Ma i belgi non abboccano, e lo lasciano rosolare a vista, come un pollo all'aglio, che qui è una specialità: 20", 15" quando attaccano i marocchini, 10" quando rilancia Martinien Tega, secondo nella generale. Ma i belgi rispondono. Tocca agli egiziani, ma oggi è giornata storta: Mohamed Abduaziz si scontra con una moto e non può che avere la peggio, Hisham Fadel e Ahmed Rashad, il vincitore di ieri, ci pensano da soli a cadere. Fora il marocchino Adil Jeloul, terzo in classifica, e Abdelati Saadoune, quello che non sorride mai, non sorride neanche stavolta, ma si ferma per aiutarlo.
Nel nuvolone, Lionel Syne, il belga mezzo californiano, neppure lo vede eppure lo centra in pieno. Sul podio Bonsergent, che viene dal ciclocross, sventola la bandiera bretone, Verdonck agita le braccia al cielo, il giapponese Kentaro Eshita, oggi così combattivo, si nasconde dietro gli occhiali da miope. Invece Leblanc troneggia, lui sembra nato per stare sul podio, anzi, Leblanc è un podio. E adesso dedichiamoci a Frédéric Obiane Essono, ma sì, dai, il gabonese che ieri si era ritirato perché aveva spaccato il cambio e così la catena continuava a cadere. Oggi è arrivato 64° a 7'38".

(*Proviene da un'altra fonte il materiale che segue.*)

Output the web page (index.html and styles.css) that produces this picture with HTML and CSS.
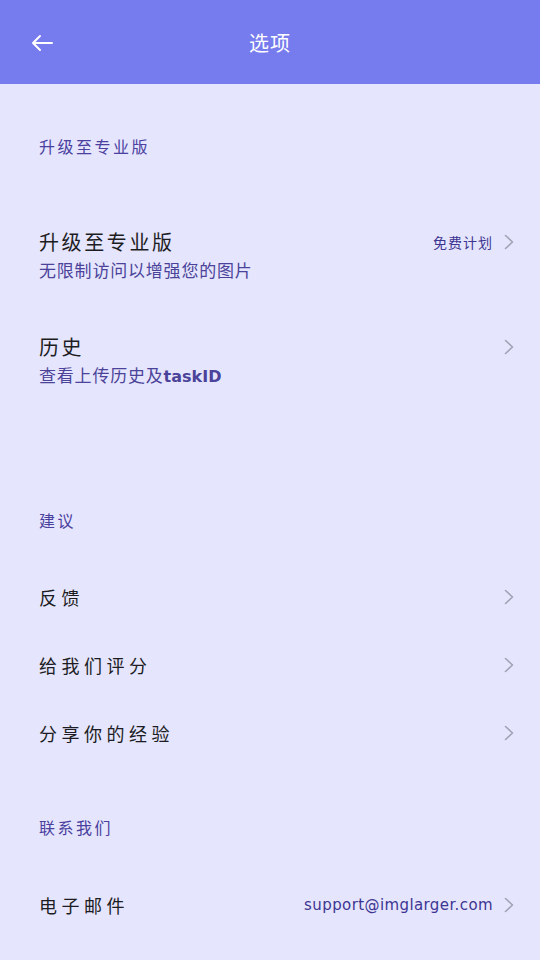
FILE: index.html
```html
<!DOCTYPE html>
<html lang="zh-CN">
<head>
  <meta charset="UTF-8">
  <meta name="viewport" content="width=device-width, initial-scale=1.0">
  <title>选项</title>
  <link rel="stylesheet" href="styles.css">
</head>
<body>
  <header class="topbar">
    <a class="back" href="#">
      <svg width="22" height="18" viewBox="0 0 22 18"><path d="M21 9H2M9 2L2 9L9 16" fill="none" stroke="#fff" stroke-width="2" stroke-linecap="round" stroke-linejoin="round"/></svg>
    </a>
    <h1>选项</h1>
  </header>

  <main>
    <div class="section-title first">升级至专业版</div>

    <a class="item item-tall" href="#">
      <div class="item-text">
        <div class="item-title big">升级至专业版</div>
        <div class="item-sub">无限制访问以增强您的图片</div>
      </div>
      <span class="item-value cjk">免费计划</span>
      <svg class="chevron" width="10" height="16" viewBox="0 0 10 16"><path d="M1.5 1.5L8.5 8L1.5 14.5" fill="none" stroke="#a2a2b6" stroke-width="1.6" stroke-linecap="round" stroke-linejoin="round"/></svg>
    </a>

    <a class="item item-tall" href="#">
      <div class="item-text">
        <div class="item-title big">历史</div>
        <div class="item-sub">查看上传历史及<span class="latin">taskID</span></div>
      </div>
      <svg class="chevron" width="10" height="16" viewBox="0 0 10 16"><path d="M1.5 1.5L8.5 8L1.5 14.5" fill="none" stroke="#a2a2b6" stroke-width="1.6" stroke-linecap="round" stroke-linejoin="round"/></svg>
    </a>

    <div class="section-title second">建议</div>

    <a class="item" href="#">
      <div class="item-title">反馈</div>
      <svg class="chevron" width="10" height="16" viewBox="0 0 10 16"><path d="M1.5 1.5L8.5 8L1.5 14.5" fill="none" stroke="#a2a2b6" stroke-width="1.6" stroke-linecap="round" stroke-linejoin="round"/></svg>
    </a>
    <a class="item" href="#">
      <div class="item-title">给我们评分</div>
      <svg class="chevron" width="10" height="16" viewBox="0 0 10 16"><path d="M1.5 1.5L8.5 8L1.5 14.5" fill="none" stroke="#a2a2b6" stroke-width="1.6" stroke-linecap="round" stroke-linejoin="round"/></svg>
    </a>
    <a class="item" href="#">
      <div class="item-title">分享你的经验</div>
      <svg class="chevron" width="10" height="16" viewBox="0 0 10 16"><path d="M1.5 1.5L8.5 8L1.5 14.5" fill="none" stroke="#a2a2b6" stroke-width="1.6" stroke-linecap="round" stroke-linejoin="round"/></svg>
    </a>

    <div class="section-title third">联系我们</div>

    <a class="item item-mail" href="#">
      <div class="item-title">电子邮件</div>
      <span class="item-value latin">support@imglarger.com</span>
      <svg class="chevron" width="10" height="16" viewBox="0 0 10 16"><path d="M1.5 1.5L8.5 8L1.5 14.5" fill="none" stroke="#a2a2b6" stroke-width="1.6" stroke-linecap="round" stroke-linejoin="round"/></svg>
    </a>
  </main>
</body>
</html>
```

FILE: styles.css
```css
body {
  margin: 0;
  background-color: #e5e5fd;
  font-family: "Noto Sans CJK SC", "Noto Sans", sans-serif;
  color: #1c1c22;
  height: 960px;
  overflow: hidden;
}
a {
  text-decoration: none;
  color: inherit;
}
.topbar {
  height: 84px;
  background-color: #767bed;
  display: flex;
  align-items: center;
  justify-content: center;
  position: relative;
}
.topbar h1 {
  margin: 0;
  font-size: 20px;
  font-weight: 400;
  color: #fff;
  letter-spacing: 1px;
}
.back {
  position: absolute;
  left: 31px;
  top: 34px;
  display: flex;
}
.section-title {
  height: 48px;
  line-height: 48px;
  padding-left: 39px;
  font-size: 16px;
  letter-spacing: 2.5px;
  color: #4a409e;
}
.section-title.first {
  margin-top: 38px;
  margin-bottom: 34px;
}
.section-title.second {
  margin-top: 80px;
  margin-bottom: 19px;
}
.section-title.third {
  margin-top: 36px;
  margin-bottom: 20px;
}
.item {
  display: flex;
  align-items: center;
  height: 68px;
  padding: 0 26px 0 39px;
}
.item-tall {
  height: auto;
  padding-top: 24px;
  padding-bottom: 25px;
  align-items: flex-start;
}
.item-tall .chevron {
  margin-top: 6px;
}
.item-tall .item-value {
  margin-top: 4px;
}
.item-text {
  flex: 1;
}
.item-title {
  flex: 1;
  font-size: 18px;
  letter-spacing: 4.5px;
  line-height: 28px;
}
.item-title.big {
  font-size: 20px;
  letter-spacing: 2.6px;
}
.item-sub {
  font-size: 17px;
  letter-spacing: 0.8px;
  line-height: 28px;
  color: #4b4399;
}
.item-sub .latin {
  font-size: 16px;
  font-weight: 600;
  letter-spacing: 0;
}
.item-value {
  font-size: 14px;
  color: #3d3592;
  margin-right: 11px;
}
.item-value.cjk {
  letter-spacing: 1px;
}
.latin {
  font-family: "DejaVu Sans", sans-serif;
}
.item-mail .item-value {
  font-size: 15px;
  letter-spacing: 0.4px;
}
.chevron {
  flex-shrink: 0;
}
```
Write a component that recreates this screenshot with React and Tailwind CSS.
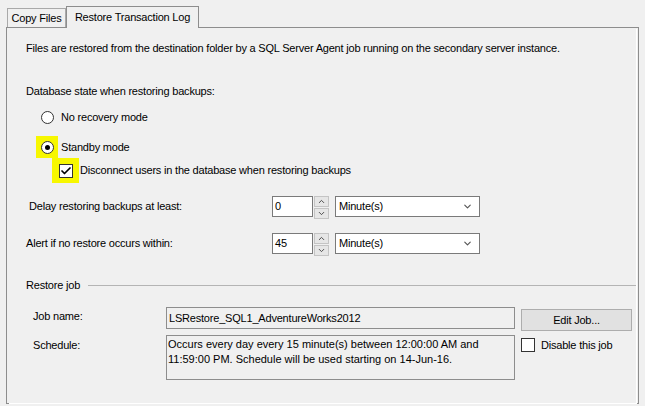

E' successo che i giudici, considerata la bici rotta, assistito alle tre volte in cui lo scalatore nero è sceso di bici per sistemare la catena, e ammirato il calvario dell'ultimo chilometro e mezzo in cui ha spinto il cancello a piedi con scarpe tacchettate (provateci: è un'impresa) perdipiù in leggera salita, hanno stabilito che Obiane Essono sarebbe ripartito. Forse ha fatto uno, se non due giri in meno dei 12 previsti dal circuito, ma la sua correttezza doveva essere premiata. Cosa c'era scritto sul culo di quel camion? "Petit à petit, ça va aller", a poco a poco andrà meglio. Visto che qui la luna sembra più vicina e i sogni si avverano, forse anche per Sawa e Bargissa, a poco a poco, chissà.